Harley Lenart works for the Coon Rapids Police Department. Saturday night, she was responding to a stalled vehicle along Highway 10 near Hanson Boulevard. As she was returning to her squad car, she was hit by a passing vehicle.
The driver fled the scene, and Lenart is now recovering from several injuries.
“I really just kind of want to know what happened and why,” Lenart said.
As an aspiring police officer, Lenart is trying to do everything by the book. So when she responded to a stranded vehicle on Saturday night, she pulled her patrol car onto the shoulder and left her lights on, just like she’s supposed to do.
But when Harley returned to her car after helping the stranded driver, she realized quickly just how dangerous this job can be.
“I got hit from behind into the door and then slammed my head on the pavement,” she said.
Harley said she believes the mirror from a black SUV passed too close to her car and hit her. Her shoulder slammed into the door and then she fell onto the road, hitting her head. She was able to crawl back into her car and radio for help.
If she wasn’t wearing a vest at the time of the incident, she might not have survived.
“I have left bruised ribs from the impact of where the vehicle was. My vest is what saved me. They think if I hadn’t had my vest, I would have broken ribs and punctured a lung,” Lenart said.

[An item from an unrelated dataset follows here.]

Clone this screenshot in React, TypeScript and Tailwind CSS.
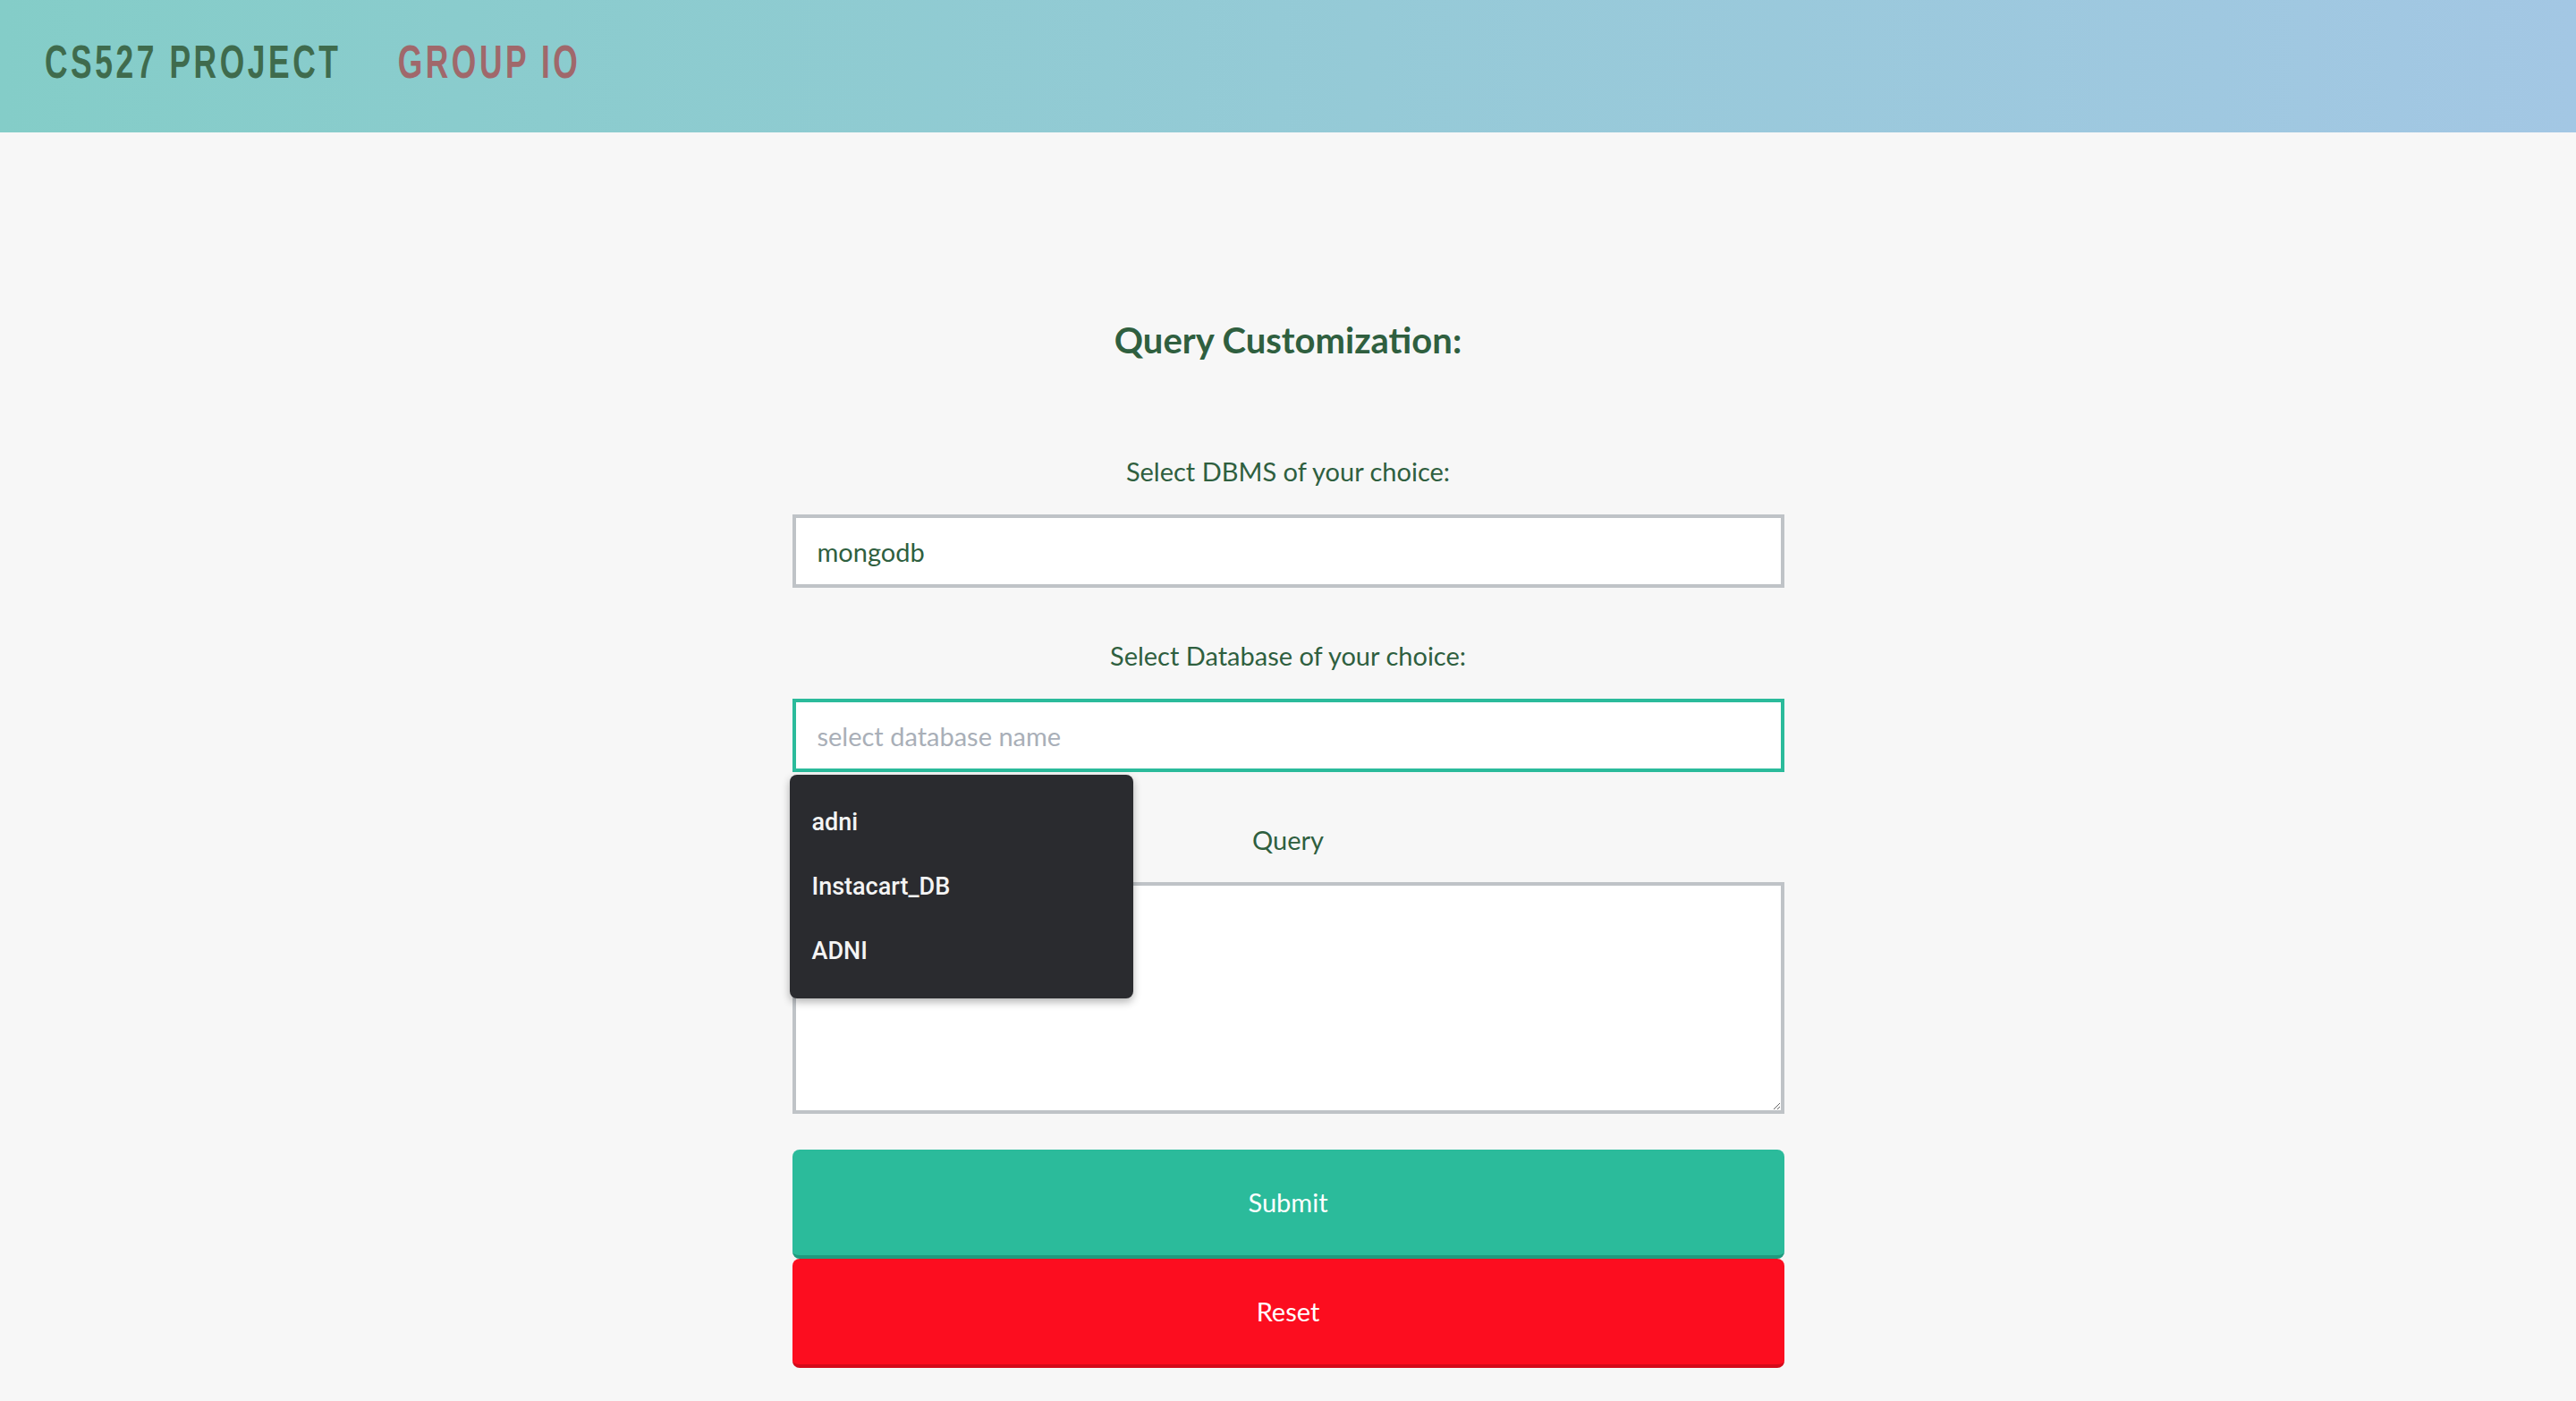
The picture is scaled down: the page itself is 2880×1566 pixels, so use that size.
import React, { useState } from "react";

const databases = ["adni", "Instacart_DB", "ADNI"];

const App = () => {
  const [dbms, setDbms] = useState("mongodb");
  const [dbName, setDbName] = useState("");
  const [query, setQuery] = useState("");
  const [open, setOpen] = useState(true);

  const handleReset = () => {
    setDbms("");
    setDbName("");
    setQuery("");
  };

  return (
    <div className="min-h-[1566px] bg-[#f7f7f7] font-['Lato','Open_Sans',sans-serif] text-[#2f5f3f]">
      {/* Header */}
      <header className="flex h-[148px] items-center bg-gradient-to-r from-[#84cdc8] to-[#a3c7e4] pl-[50px] pb-[10px]">
        {/* logo text is a condensed face, so squeeze it */}
        <div className="flex origin-left [transform:scale(0.77,1.12)] font-['Liberation_Sans','Arial',sans-serif] text-[46px] font-bold tracking-[0.1em] whitespace-nowrap">
          <span className="text-[#3f6b4d]">CS527 PROJECT</span>
          <span className="ml-[82px] text-[#a0686b]">GROUP IO</span>
        </div>
      </header>

      {/* Form */}
      <main className="mx-auto w-[1109px] pt-[208px]">
        <h2 className="text-center text-[40px] font-bold leading-[48px]">Query Customization:</h2>

        <label className="mt-[105px] block text-center text-[29px] leading-[36px]">
          Select DBMS of your choice:
        </label>
        <input
          value={dbms}
          onChange={(e) => setDbms(e.target.value)}
          className="mt-[30px] block h-[82px] w-full border-4 border-[#bfc3c7] bg-white px-[24px] text-[29px] text-[#2f5f3f] outline-none"
        />

        <label className="mt-[58px] block text-center text-[29px] leading-[36px]">
          Select Database of your choice:
        </label>
        <div className="relative mt-[30px]">
          <input
            value={dbName}
            placeholder="select database name"
            onFocus={() => setOpen(true)}
            onChange={(e) => setDbName(e.target.value)}
            className="block h-[82px] w-full border-4 border-[#2bbb9b] bg-white px-[24px] text-[29px] text-[#2f5f3f] outline-none placeholder:text-[#a9afb8]"
          />
          {open && (
            <ul className="absolute left-[-3px] top-[85px] z-10 w-[384px] rounded-[8px] bg-[#2a2b2f] py-[17px] font-['Roboto','Inter',sans-serif] text-[27px] font-medium text-[#f4f4f4] shadow-[0_4px_10px_rgba(0,0,0,0.3)]">
              {databases.map((db) => (
                <li
                  key={db}
                  onClick={() => {
                    setDbName(db);
                    setOpen(false);
                  }}
                  className="flex h-[72px] cursor-pointer items-center px-[25px]"
                >
                  {db}
                </li>
              ))}
            </ul>
          )}
        </div>

        <label className="mt-[58px] block text-center text-[29px] leading-[36px]">Query</label>
        <textarea
          value={query}
          onChange={(e) => setQuery(e.target.value)}
          className="mt-[29px] block h-[259px] w-full border-4 border-[#bfc3c7] bg-white px-[24px] py-[16px] text-[29px] text-[#2f5f3f] outline-none"
        />

        <button className="mt-[40px] block h-[122px] w-full rounded-[8px] border-b-[4px] border-[#1f9a7e] bg-[#2bbb9b] text-[29px] text-white">
          Submit
        </button>
        <button
          onClick={handleReset}
          className="block h-[122px] w-full rounded-[8px] border-b-[4px] border-[#d40a1a] bg-[#fc0d1f] text-[29px] text-white"
        >
          Reset
        </button>
      </main>
    </div>
  );
};

export default App;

Instead, she’s expected to recover and eventually return to work. She feels lucky, but not scared.
“When people ask me if I’m okay I say I’m alive and breathing, and I made it home at some point at the end of the shift. That’s all that matters and all that I care about,” she said.
Lenart also suffered a concussion. Officials are offering a $500 reward for any information leading to an arrest and conviction. Police say the driver violated the “Ted Foss Move-Over Law,” which requires drivers to move over a full lane away from stopped emergency vehicles.